## Problem statement
Using the listing below, please gather every line containing the word "that".

-- Start Data lines --

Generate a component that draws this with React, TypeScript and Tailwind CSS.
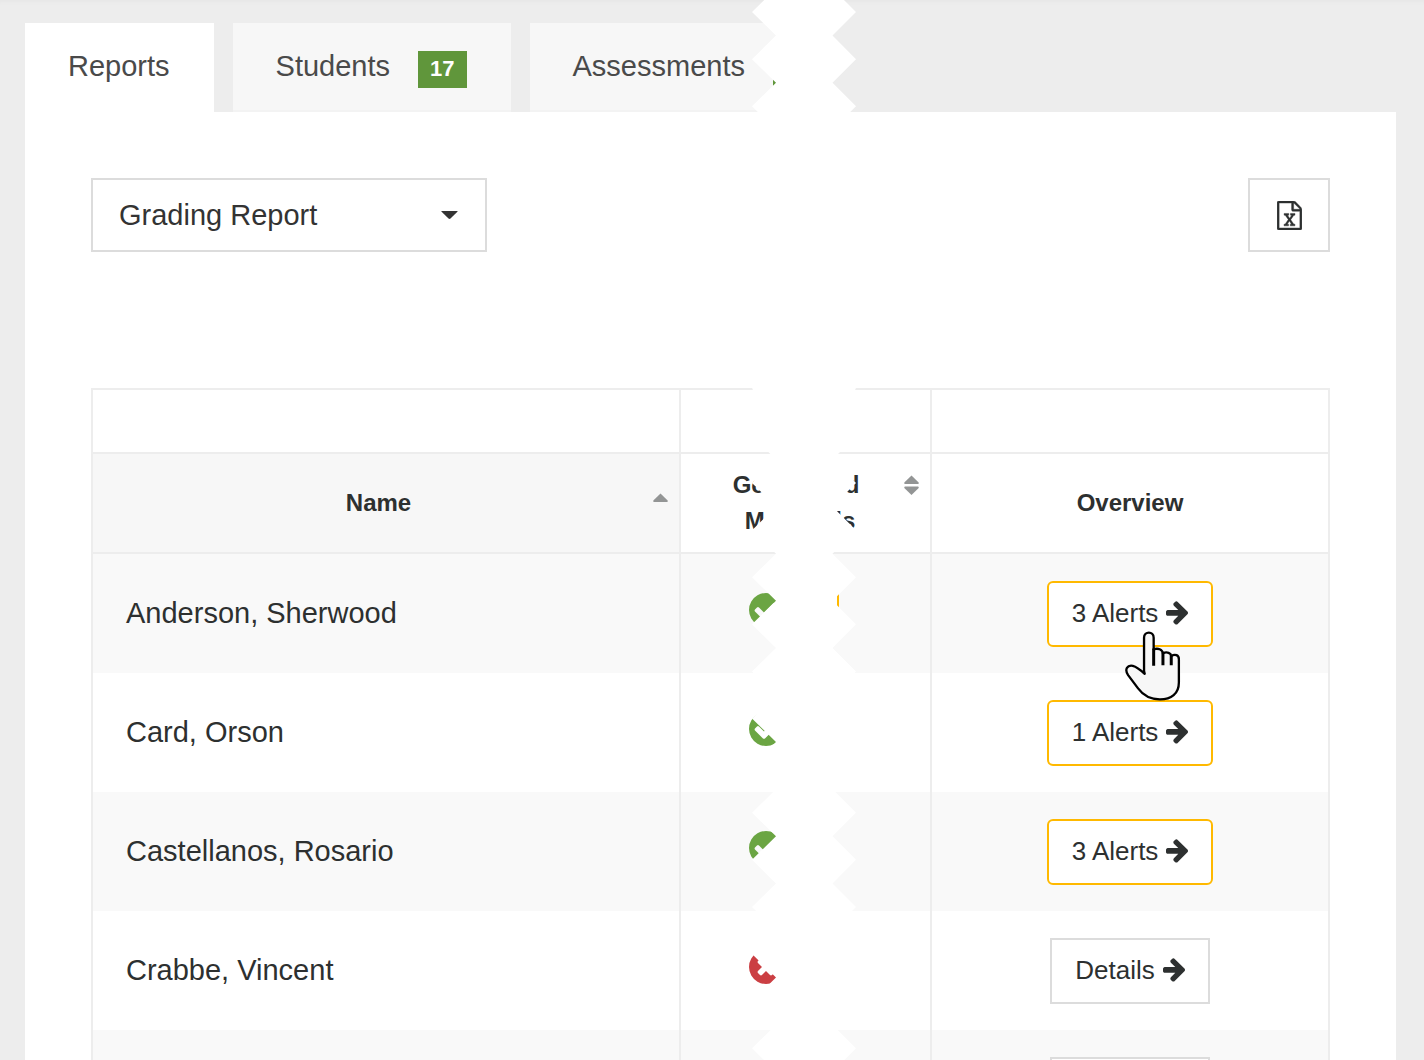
import { useState } from "react";

type Status = "ok" | "failed";

interface StudentRow {
  name: string;
  status: Status;
  flagged?: boolean;
  alerts: number;
}

const students: StudentRow[] = [
  { name: "Anderson, Sherwood", status: "ok", flagged: true, alerts: 3 },
  { name: "Card, Orson", status: "ok", alerts: 1 },
  { name: "Castellanos, Rosario", status: "ok", alerts: 3 },
  { name: "Crabbe, Vincent", status: "failed", alerts: 0 },
  { name: "Dahl, Roald", status: "ok", alerts: 0 },
];

const tabs = [
  { id: "reports", label: "Reports" },
  { id: "students", label: "Students", count: 17 },
  { id: "assessments", label: "Assessments", count: 8 },
];

function ArrowRight() {
  return (
    <svg className="w-[22px] h-6 shrink-0" viewBox="128 160 1472 1606" fill="currentColor" aria-hidden="true">
      <path d="M1600 960q0 54-37 91l-651 651q-39 37-91 37-51 0-90-37l-75-75q-38-38-38-91t38-91l293-293h-704q-52 0-84.5-37.5t-32.5-90.5v-128q0-53 32.5-90.5t84.5-37.5h704l-293-294q-38-36-38-90t38-90l75-75q38-38 90-38 53 0 91 38l651 651q37 35 37 90z" />
    </svg>
  );
}

function ExcelIcon() {
  return (
    <svg className="w-[25px] h-[29px]" viewBox="128 0 1536 1792" fill="currentColor" stroke="currentColor" strokeWidth={24} aria-hidden="true">
      <path d="M1596 380q28 28 48 76t20 88v1152q0 40-28 68t-68 28h-1344q-40 0-68-28t-28-68v-1600q0-40 28-68t68-28h896q40 0 88 20t76 48zm-444-244v376h376q-10-29-22-41l-313-313q-12-12-41-22zm384 1528v-1024h-416q-40 0-68-28t-28-68v-416h-768v1536h1280zm-979-234v106h281v-106h-75l103-161q5-7 10-16.5t7.5-13.5 3.5-4h2q1 4 5 10 2 4 4.5 7.5t6 8 6.5 8.5l107 161h-76v106h291v-106h-68l-192-273 195-282h67v-107h-279v107h74l-103 159q-4 7-10 16.5t-9 13.5l-2 3h-2q-1-4-5-10-6-11-17-23l-106-159h76v-107h-290v107h68l189 272-194 283h-68z" />
    </svg>
  );
}

function StatusIcon({ status }: { status: Status }) {
  if (status === "ok") {
    return (
      <svg className="size-[34px] text-[#6ba543]" viewBox="128 128 1536 1536" fill="currentColor" role="img" aria-label="Complete">
        <path d="M1412 734q0-28-18-46l-91-90q-19-19-45-19t-45 19l-408 407-226-226q-19-19-45-19t-45 19l-91 90q-18 18-18 46 0 27 18 45l362 362q19 19 45 19 27 0 46-19l543-543q18-18 18-45zm252 162q0 209-103 385.5t-279.5 279.5-385.5 103-385.5-103-279.5-279.5-103-385.5 103-385.5 279.5-279.5 385.5-103 385.5 103 279.5 279.5 103 385.5z" />
      </svg>
    );
  }
  return (
    <svg className="size-[34px] text-[#cb3f43]" viewBox="128 128 1536 1536" fill="currentColor" role="img" aria-label="Incomplete">
      <path d="M1277 1122q0-26-19-45l-181-181 181-181q19-19 19-45 0-27-19-46l-90-90q-19-18-46-18-26 0-45 18l-181 181-181-181q-19-18-45-18-27 0-46 18l-90 90q-19 19-19 46 0 26 19 45l181 181-181 181q-19 19-19 45 0 27 19 46l90 90q19 18 46 18 26 0 45-18l181-181 181 181q19 18 45 18 27 0 46-18l90-90q19-19 19-46zm387-226q0 209-103 385.5t-279.5 279.5-385.5 103-385.5-103-279.5-279.5-103-385.5 103-385.5 279.5-279.5 385.5-103 385.5 103 279.5 279.5 103 385.5z" />
    </svg>
  );
}

function SortIcon({ direction }: { direction?: "asc" }) {
  return (
    <svg className="mt-2 w-[15px] h-5 shrink-0 text-[#939595]" viewBox="0 0 15 20" fill="currentColor" aria-hidden="true">
      <path d="M7.5 0.5 L14.7 7.4 Q15 9 14 9 H1 Q0 9 0.3 7.4 Z" />
      {!direction && <path d="M7.5 20 L14.7 13 Q15 11.5 14 11.5 H1 Q0 11.5 0.3 13 Z" />}
    </svg>
  );
}

function HandCursor() {
  return (
    <svg
      className="absolute left-[78px] top-[50px] z-10 w-14 h-[70px] pointer-events-none"
      viewBox="313 213 168 211"
      fill="#f7f7f7"
      stroke="#000"
      strokeWidth={7}
      strokeLinejoin="round"
      aria-hidden="true"
    >
      <path d="M372 342 L370 334 V233 C370 213 399 213 399 233 V268 C412 264 425 268 427 280 C440 274 451 280 452 288 C464 281 475 286 475 298 V368 C475 402 452 419 418 419 C390 419 368 408 352 386 L322 346 C310 328 320 315 336 318 C348 321 360 331 372 342 Z" />
      <path d="M399 266 V318 M427 278 V316 M452 286 V316" fill="none" strokeWidth={9} />
    </svg>
  );
}

// Zigzag strip that hides the columns left out between both halves
function PageTear() {
  const tooth = 47.1;
  const start = -11.5;
  const left: string[] = [];
  const right: string[] = [];
  for (let i = 0; i < 60; i++) {
    const y = start + i * tooth;
    left.push(`24,${y}`, `0,${y + tooth / 2}`);
    right.unshift(`104,${y + tooth / 2}`, `80.5,${y}`);
  }
  return (
    <svg className="absolute top-0 left-[752px] z-20 w-[104px] h-full pointer-events-none" aria-hidden="true">
      <polygon points={[...left, ...right].join(" ")} fill="#fff" />
    </svg>
  );
}

function OverviewButton({ alerts }: { alerts: number }) {
  const look = alerts > 0 ? "rounded-md border-[#ffb900]" : "border-[#dcdcdc]";
  return (
    <button className={`flex items-center gap-2 h-[66px] px-[23px] pb-0.5 border-2 bg-white text-[26px] leading-8 text-[#2d3030] ${look}`}>
      <span>{alerts > 0 ? `${alerts} Alerts` : "Details"}</span>
      <ArrowRight />
    </button>
  );
}

export default function App() {
  const [activeTab, setActiveTab] = useState("reports");
  const [report, setReport] = useState("grading");

  return (
    <div className="relative flex flex-col h-screen overflow-hidden bg-[#ededed] pt-[23px] pl-[25px] pr-7 font-['Liberation_Sans',Arial,sans-serif] text-[29px] leading-9 text-[#2d3030] shadow-[inset_0_6px_6px_-6px_rgba(0,0,0,0.05)]">
      <nav className="flex gap-[19px]">
        {tabs.map((tab) => (
          <a
            key={tab.id}
            href={`#${tab.id}`}
            onClick={() => setActiveTab(tab.id)}
            className={`flex items-start gap-7 h-[89px] pt-[25px] pl-[43px] border-b-2 text-[#4a4a4a] ${
              tab.id === "assessments" ? "pr-4" : "pr-11"
            } ${activeTab === tab.id ? "bg-white border-white" : "bg-[#f7f7f7] border-[#f3f3f3]"}`}
          >
            <span>{tab.label}</span>
            {tab.count && (
              <span className="mt-[3px] h-[37px] px-3 bg-[#60963b] text-white text-[22px] leading-9 font-bold">{tab.count}</span>
            )}
          </a>
        ))}
      </nav>

      <main className="flex-1 bg-white px-[66px] pt-[66px]">
        <div className="flex justify-between">
          <div className="relative w-[396px]">
            <select
              aria-label="Report"
              value={report}
              onChange={(e) => setReport(e.target.value)}
              className="appearance-none w-full h-[74px] pl-[26px] pr-16 border-2 border-[#dcdcdc] bg-white text-[#333]"
            >
              <option value="grading">Grading Report</option>
              <option value="progress">Progress Report</option>
            </select>
            <svg className="absolute right-[29px] top-[33px] w-[17px] h-2 pointer-events-none text-[#333]" viewBox="0 0 17 8" fill="currentColor" aria-hidden="true">
              <path d="M0.8 0 H16.2 Q17 0 16.4 0.8 L9.5 7.5 Q8.5 8.4 7.5 7.5 L0.6 0.8 Q0 0 0.8 0 Z" />
            </svg>
          </div>
          <button aria-label="Export to Excel" className="flex items-center justify-center w-[82px] h-[74px] border-2 border-[#dcdcdc] bg-white text-[#2d3030]">
            <ExcelIcon />
          </button>
        </div>

        <table className="mt-[136px] w-full table-fixed border-separate border-spacing-0 border-t-2 border-l-2 border-[#ededed]">
          <colgroup>
            <col />
            <col className="w-[251px]" />
            <col className="w-[398px]" />
          </colgroup>
          <thead className="text-2xl leading-9">
            <tr className="h-16">
              <td className="border-r-2 border-b-2 border-[#ededed]"></td>
              <td className="border-r-2 border-b-2 border-[#ededed]"></td>
              <td className="border-r-2 border-b-2 border-[#ededed]"></td>
            </tr>
            <tr className="h-[100px]">
              <th scope="col" aria-sort="ascending" className="px-[11px] bg-[#f7f7f7] border-r-2 border-b-2 border-[#ededed]">
                <div className="flex items-start">
                  <span className="flex-1">Name</span>
                  <SortIcon direction="asc" />
                </div>
              </th>
              <th scope="col" className="px-[11px] border-r-2 border-b-2 border-[#ededed]">
                <div className="flex items-start">
                  <div className="flex flex-1 justify-center">
                    <div className="flex flex-col pr-1 text-left whitespace-nowrap">
                      <span>General Ed</span>
                      <span className="pl-3">Met Skills</span>
                    </div>
                  </div>
                  <SortIcon />
                </div>
              </th>
              <th scope="col" className="border-r-2 border-b-2 border-[#ededed]">Overview</th>
            </tr>
          </thead>
          <tbody>
            {students.map((student, i) => (
              <tr key={student.name} className="h-[119px] odd:bg-[#f9f9f9]">
                <td className="pl-[33px] pb-0.5 border-r-2 border-[#ededed]">{student.name}</td>
                <td className="pl-[68px] pb-2 border-r-2 border-[#ededed]">
                  <div className="flex gap-1">
                    <StatusIcon status={student.status} />
                    {student.flagged && <button aria-label="Show alerts" className="w-[52px] border-2 border-[#ffb900] bg-white" />}
                  </div>
                </td>
                <td className="border-r-2 border-[#ededed]">
                  <div className="flex justify-center">
                    <div className="relative">
                      <OverviewButton alerts={student.alerts} />
                      {i === 0 && <HandCursor />}
                    </div>
                  </div>
                </td>
              </tr>
            ))}
          </tbody>
        </table>
      </main>

      <PageTear />
    </div>
  );
}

-- End Data lines --

## In response
Generate a component that draws this with React, TypeScript and Tailwind CSS.
// Zigzag strip that hides the columns left out between both halves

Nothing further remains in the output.